### TASK DIRECTIONS
Copy everything in the listing below word for word, apart from any images.
________
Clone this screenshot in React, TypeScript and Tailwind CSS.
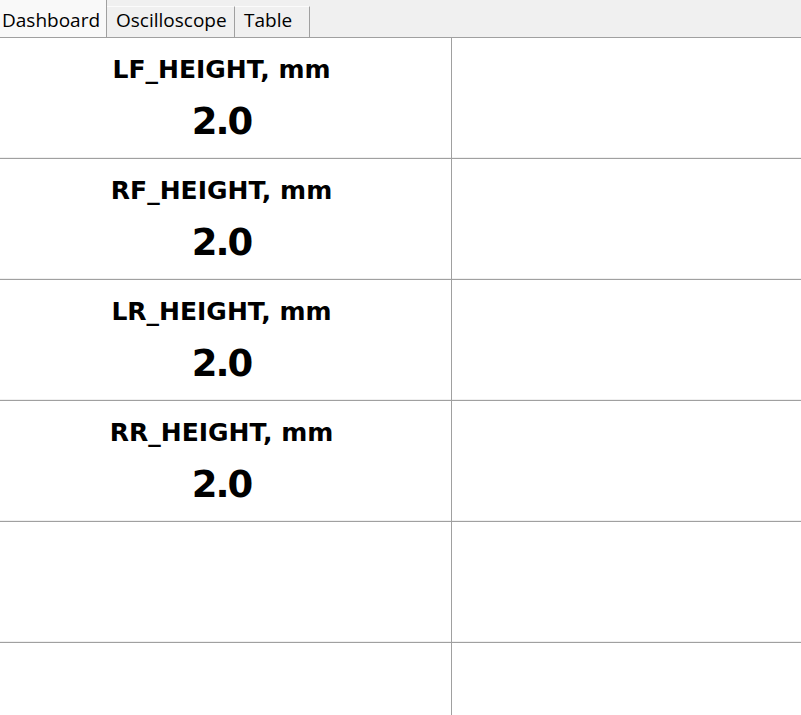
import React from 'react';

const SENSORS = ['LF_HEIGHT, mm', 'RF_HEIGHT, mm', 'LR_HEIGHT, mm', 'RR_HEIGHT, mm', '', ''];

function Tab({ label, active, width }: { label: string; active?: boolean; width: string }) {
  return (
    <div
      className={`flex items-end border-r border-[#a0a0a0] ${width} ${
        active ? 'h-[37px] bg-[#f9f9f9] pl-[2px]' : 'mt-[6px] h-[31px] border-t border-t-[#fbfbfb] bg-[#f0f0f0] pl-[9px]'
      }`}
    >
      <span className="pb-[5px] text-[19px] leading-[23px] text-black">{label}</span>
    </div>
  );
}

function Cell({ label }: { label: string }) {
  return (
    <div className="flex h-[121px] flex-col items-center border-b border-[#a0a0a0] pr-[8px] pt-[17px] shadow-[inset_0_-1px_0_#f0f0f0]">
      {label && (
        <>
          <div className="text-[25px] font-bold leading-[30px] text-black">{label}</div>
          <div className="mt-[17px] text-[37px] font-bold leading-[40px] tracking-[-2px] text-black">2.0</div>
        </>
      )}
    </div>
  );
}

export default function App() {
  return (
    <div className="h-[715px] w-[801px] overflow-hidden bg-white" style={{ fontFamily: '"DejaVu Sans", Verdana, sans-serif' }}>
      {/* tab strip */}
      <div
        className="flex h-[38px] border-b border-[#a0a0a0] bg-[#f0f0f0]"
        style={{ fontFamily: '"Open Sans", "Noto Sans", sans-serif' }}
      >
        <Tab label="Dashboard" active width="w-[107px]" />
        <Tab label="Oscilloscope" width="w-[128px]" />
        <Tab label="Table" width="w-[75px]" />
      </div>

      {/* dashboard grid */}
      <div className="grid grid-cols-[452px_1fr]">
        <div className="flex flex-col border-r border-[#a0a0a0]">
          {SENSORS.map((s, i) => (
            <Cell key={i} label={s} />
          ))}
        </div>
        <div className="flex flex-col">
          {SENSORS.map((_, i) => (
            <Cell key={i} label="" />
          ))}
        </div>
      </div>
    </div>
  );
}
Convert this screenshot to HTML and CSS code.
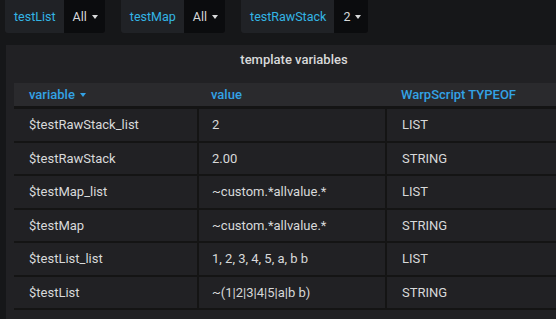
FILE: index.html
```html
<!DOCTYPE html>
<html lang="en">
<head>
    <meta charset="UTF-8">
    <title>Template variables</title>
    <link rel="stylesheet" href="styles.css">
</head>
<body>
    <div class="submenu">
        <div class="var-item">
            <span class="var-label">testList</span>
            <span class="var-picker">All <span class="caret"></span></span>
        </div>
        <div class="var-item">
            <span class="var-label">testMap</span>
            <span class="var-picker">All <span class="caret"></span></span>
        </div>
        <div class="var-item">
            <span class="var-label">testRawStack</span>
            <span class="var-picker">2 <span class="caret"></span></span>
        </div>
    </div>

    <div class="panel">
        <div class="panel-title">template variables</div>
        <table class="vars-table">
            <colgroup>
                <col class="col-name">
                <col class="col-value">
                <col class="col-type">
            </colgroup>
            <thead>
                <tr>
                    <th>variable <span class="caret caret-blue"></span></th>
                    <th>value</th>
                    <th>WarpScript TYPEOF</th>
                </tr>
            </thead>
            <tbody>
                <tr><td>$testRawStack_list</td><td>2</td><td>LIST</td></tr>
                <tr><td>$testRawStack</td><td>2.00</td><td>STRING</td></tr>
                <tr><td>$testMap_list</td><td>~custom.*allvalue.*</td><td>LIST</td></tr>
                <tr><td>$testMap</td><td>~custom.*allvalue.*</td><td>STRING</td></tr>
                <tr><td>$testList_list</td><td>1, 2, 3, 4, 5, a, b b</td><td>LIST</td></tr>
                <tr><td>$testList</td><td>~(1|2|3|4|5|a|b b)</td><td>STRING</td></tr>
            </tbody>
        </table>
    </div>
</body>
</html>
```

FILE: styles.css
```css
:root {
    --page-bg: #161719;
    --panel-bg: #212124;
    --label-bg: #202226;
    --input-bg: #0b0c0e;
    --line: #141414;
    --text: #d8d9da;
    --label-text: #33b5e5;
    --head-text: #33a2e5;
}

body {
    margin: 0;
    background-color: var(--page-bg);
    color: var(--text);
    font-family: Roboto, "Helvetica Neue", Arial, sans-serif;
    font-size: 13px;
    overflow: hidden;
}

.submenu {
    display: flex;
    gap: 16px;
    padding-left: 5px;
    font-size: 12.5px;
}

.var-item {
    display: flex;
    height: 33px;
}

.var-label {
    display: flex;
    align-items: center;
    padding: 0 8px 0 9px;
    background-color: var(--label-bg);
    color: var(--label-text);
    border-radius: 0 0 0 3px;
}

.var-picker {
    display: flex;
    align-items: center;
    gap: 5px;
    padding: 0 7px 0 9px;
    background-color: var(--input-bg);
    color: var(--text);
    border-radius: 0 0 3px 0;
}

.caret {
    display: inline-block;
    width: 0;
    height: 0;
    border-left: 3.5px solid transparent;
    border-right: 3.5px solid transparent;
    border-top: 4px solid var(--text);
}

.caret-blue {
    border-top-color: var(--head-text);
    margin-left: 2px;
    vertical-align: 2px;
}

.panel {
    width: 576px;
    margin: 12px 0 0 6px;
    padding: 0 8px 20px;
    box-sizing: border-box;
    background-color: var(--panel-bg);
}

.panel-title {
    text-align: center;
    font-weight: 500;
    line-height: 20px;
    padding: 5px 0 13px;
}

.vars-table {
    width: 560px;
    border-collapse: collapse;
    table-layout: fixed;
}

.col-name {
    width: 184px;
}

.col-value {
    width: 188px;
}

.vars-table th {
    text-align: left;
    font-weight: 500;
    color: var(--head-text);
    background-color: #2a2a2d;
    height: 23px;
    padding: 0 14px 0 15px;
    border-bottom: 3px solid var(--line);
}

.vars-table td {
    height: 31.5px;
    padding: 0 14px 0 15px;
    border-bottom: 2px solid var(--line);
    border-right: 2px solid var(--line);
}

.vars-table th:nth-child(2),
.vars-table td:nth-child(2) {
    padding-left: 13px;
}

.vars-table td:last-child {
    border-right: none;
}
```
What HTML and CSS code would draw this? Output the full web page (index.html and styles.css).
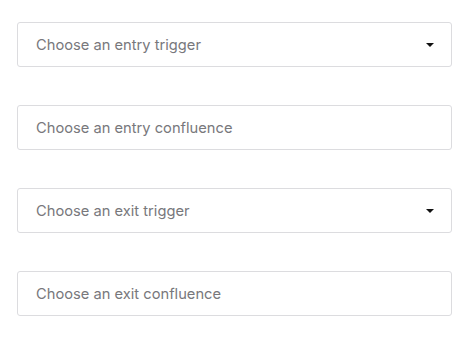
________
### THE ANSWER
Clone this screenshot in React, TypeScript and Tailwind CSS.
import React from 'react';

const SENSORS = ['LF_HEIGHT, mm', 'RF_HEIGHT, mm', 'LR_HEIGHT, mm', 'RR_HEIGHT, mm', '', ''];

function Tab({ label, active, width }: { label: string; active?: boolean; width: string }) {
  return (
    <div
      className={`flex items-end border-r border-[#a0a0a0] ${width} ${
        active ? 'h-[37px] bg-[#f9f9f9] pl-[2px]' : 'mt-[6px] h-[31px] border-t border-t-[#fbfbfb] bg-[#f0f0f0] pl-[9px]'
      }`}
    >
      <span className="pb-[5px] text-[19px] leading-[23px] text-black">{label}</span>
    </div>
  );
}

function Cell({ label }: { label: string }) {
  return (
    <div className="flex h-[121px] flex-col items-center border-b border-[#a0a0a0] pr-[8px] pt-[17px] shadow-[inset_0_-1px_0_#f0f0f0]">
      {label && (
        <>
          <div className="text-[25px] font-bold leading-[30px] text-black">{label}</div>
          <div className="mt-[17px] text-[37px] font-bold leading-[40px] tracking-[-2px] text-black">2.0</div>
        </>
      )}
    </div>
  );
}

export default function App() {
  return (
    <div className="h-[715px] w-[801px] overflow-hidden bg-white" style={{ fontFamily: '"DejaVu Sans", Verdana, sans-serif' }}>
      {/* tab strip */}
      <div
        className="flex h-[38px] border-b border-[#a0a0a0] bg-[#f0f0f0]"
        style={{ fontFamily: '"Open Sans", "Noto Sans", sans-serif' }}
      >
        <Tab label="Dashboard" active width="w-[107px]" />
        <Tab label="Oscilloscope" width="w-[128px]" />
        <Tab label="Table" width="w-[75px]" />
      </div>

      {/* dashboard grid */}
      <div className="grid grid-cols-[452px_1fr]">
        <div className="flex flex-col border-r border-[#a0a0a0]">
          {SENSORS.map((s, i) => (
            <Cell key={i} label={s} />
          ))}
        </div>
        <div className="flex flex-col">
          {SENSORS.map((_, i) => (
            <Cell key={i} label="" />
          ))}
        </div>
      </div>
    </div>
  );
}
Convert this screenshot to HTML and CSS code.
FILE: index.html
```html
<!DOCTYPE html>
<html lang="en">
<head>
    <meta charset="UTF-8">
    <title>Template variables</title>
    <link rel="stylesheet" href="styles.css">
</head>
<body>
    <div class="submenu">
        <div class="var-item">
            <span class="var-label">testList</span>
            <span class="var-picker">All <span class="caret"></span></span>
        </div>
        <div class="var-item">
            <span class="var-label">testMap</span>
            <span class="var-picker">All <span class="caret"></span></span>
        </div>
        <div class="var-item">
            <span class="var-label">testRawStack</span>
            <span class="var-picker">2 <span class="caret"></span></span>
        </div>
    </div>

    <div class="panel">
        <div class="panel-title">template variables</div>
        <table class="vars-table">
            <colgroup>
                <col class="col-name">
                <col class="col-value">
                <col class="col-type">
            </colgroup>
            <thead>
                <tr>
                    <th>variable <span class="caret caret-blue"></span></th>
                    <th>value</th>
                    <th>WarpScript TYPEOF</th>
                </tr>
            </thead>
            <tbody>
                <tr><td>$testRawStack_list</td><td>2</td><td>LIST</td></tr>
                <tr><td>$testRawStack</td><td>2.00</td><td>STRING</td></tr>
                <tr><td>$testMap_list</td><td>~custom.*allvalue.*</td><td>LIST</td></tr>
                <tr><td>$testMap</td><td>~custom.*allvalue.*</td><td>STRING</td></tr>
                <tr><td>$testList_list</td><td>1, 2, 3, 4, 5, a, b b</td><td>LIST</td></tr>
                <tr><td>$testList</td><td>~(1|2|3|4|5|a|b b)</td><td>STRING</td></tr>
            </tbody>
        </table>
    </div>
</body>
</html>
```

FILE: styles.css
```css
:root {
    --page-bg: #161719;
    --panel-bg: #212124;
    --label-bg: #202226;
    --input-bg: #0b0c0e;
    --line: #141414;
    --text: #d8d9da;
    --label-text: #33b5e5;
    --head-text: #33a2e5;
}

body {
    margin: 0;
    background-color: var(--page-bg);
    color: var(--text);
    font-family: Roboto, "Helvetica Neue", Arial, sans-serif;
    font-size: 13px;
    overflow: hidden;
}

.submenu {
    display: flex;
    gap: 16px;
    padding-left: 5px;
    font-size: 12.5px;
}

.var-item {
    display: flex;
    height: 33px;
}

.var-label {
    display: flex;
    align-items: center;
    padding: 0 8px 0 9px;
    background-color: var(--label-bg);
    color: var(--label-text);
    border-radius: 0 0 0 3px;
}

.var-picker {
    display: flex;
    align-items: center;
    gap: 5px;
    padding: 0 7px 0 9px;
    background-color: var(--input-bg);
    color: var(--text);
    border-radius: 0 0 3px 0;
}

.caret {
    display: inline-block;
    width: 0;
    height: 0;
    border-left: 3.5px solid transparent;
    border-right: 3.5px solid transparent;
    border-top: 4px solid var(--text);
}

.caret-blue {
    border-top-color: var(--head-text);
    margin-left: 2px;
    vertical-align: 2px;
}

.panel {
    width: 576px;
    margin: 12px 0 0 6px;
    padding: 0 8px 20px;
    box-sizing: border-box;
    background-color: var(--panel-bg);
}

.panel-title {
    text-align: center;
    font-weight: 500;
    line-height: 20px;
    padding: 5px 0 13px;
}

.vars-table {
    width: 560px;
    border-collapse: collapse;
    table-layout: fixed;
}

.col-name {
    width: 184px;
}

.col-value {
    width: 188px;
}

.vars-table th {
    text-align: left;
    font-weight: 500;
    color: var(--head-text);
    background-color: #2a2a2d;
    height: 23px;
    padding: 0 14px 0 15px;
    border-bottom: 3px solid var(--line);
}

.vars-table td {
    height: 31.5px;
    padding: 0 14px 0 15px;
    border-bottom: 2px solid var(--line);
    border-right: 2px solid var(--line);
}

.vars-table th:nth-child(2),
.vars-table td:nth-child(2) {
    padding-left: 13px;
}

.vars-table td:last-child {
    border-right: none;
}
```
What HTML and CSS code would draw this? Output the full web page (index.html and styles.css).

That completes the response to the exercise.